Now there’s one important irony I dragged out from all this “painting is dead” versus “painting is back.” Art critics often bring up “painting is dead,” but only to say they don’t believe it. Howard Halle and Jerry Saltz for example, are both quite fond of talking about—and dismissing—the “painting is dead” line of thinking. Oddly, it’s hard to find articles where people actually believe that painting is dead. Nobody’s willing to go on the record saying it is finally, truly, and forever dead. Instead, we get an in-crowd of critics attempting to knock down a straw man that nobody really believes in.
Critics, this post’s for you. There’s no better way to gage this absurd, meaningless chatter than looking at how these phrases have been used over the last decade in the articles below. My favorite, by James Kalm in a 2004 issue of The Brooklyn Rail: “Painting is dead. No painting is alive. No it’s dead, no it’s alive, no dead, no alive, dead, alive, yada yada yada.” I think it’s time we shut up now.
Painting Is Dead
From “Off the Wall, Through the Surface, and Around the Painting,” Kevin Blake, Bad At Sports
2013 – “The only place painting is dead is the art world.” (Mario Naves)
From “Does Painting Still Matter?” Patrick Neal, Hyperallergic
2012 – “I always had this idea that paintings are zombies, because everybody says, ‘Painting is dead,’ and then they’re walking around happily — dead.” (Charline von Heyl)
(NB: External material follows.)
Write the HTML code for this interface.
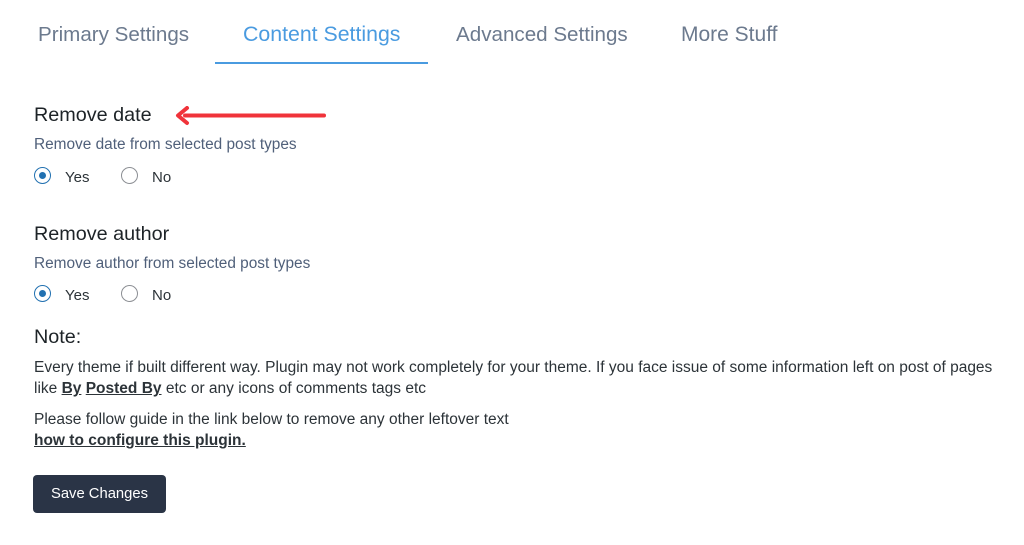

From “Painting’s Not Dead: Charline von Heyl,” The Double Negative
From “After the Drips,” Jerry Saltz, Artnet
2010 – “Painting is dead. Long live painting.”
By Howard Halle, Time Out New York
From “Gerhard Richter,” Howard Halle, Time Out New York
From “Some Paintings,” Doug Harvey, L.A. Weekly
From “Back From the Brink,” Jerry Saltz, Artnet
2006 – “For all of the regular pronouncements of the ‘death of painting’ it just refuses to roll over and play dead. Painting as possum. Not dead but just pretending to be as it gathers strength for yet another resurrection.”
From “Cecily Brown at the Museum of Fine Arts Boston,” Charles Giuliano, Berkshire Fine Arts
From “A New Lease on Painting,” Nichole Davis, Artnet
From “Cynthia Hartling,” James Kalm, The Brooklyn Rail
Painting Is Back
From “Star-tissima: The Grande Donna of Contemporary Turin,” Simon Hewitt, The Huffington Post
2013 – “Painting seems to be back in fashion.”
From “British Painting Is Back,” David Killen, Prospect Magazine
2012 – “Painting is back, big time, but the late modern dream of pure painting is not.”
From “Ecstatic Dots and Dashes,” John Haber, Haber Arts
From “Why Nothing Can Be Accomplished in Painting, and Why It Is Important to Keep Trying,” James Elkins (From 2004, Revised in 2011)
From “Distinction or Dichotomy,” John Haber, Haber Arts
From “Beyond Hard-Edge,” James Panero, the New Criterion (originally published in 2005)
From “Meaning in Art,” Robert C. Morgan, The Brooklyn Rail
2007 – “Abstract painting is back.”
From “The New Abstraction,” Barbara A. MacAdam, ARTnews
From “Market News: Princess Margaret’s Collection and More,” Colin Gleadell, The Telegraph
2005 – “There’s certainly a lot of talk about painting being back,” says Pablo Lafuente.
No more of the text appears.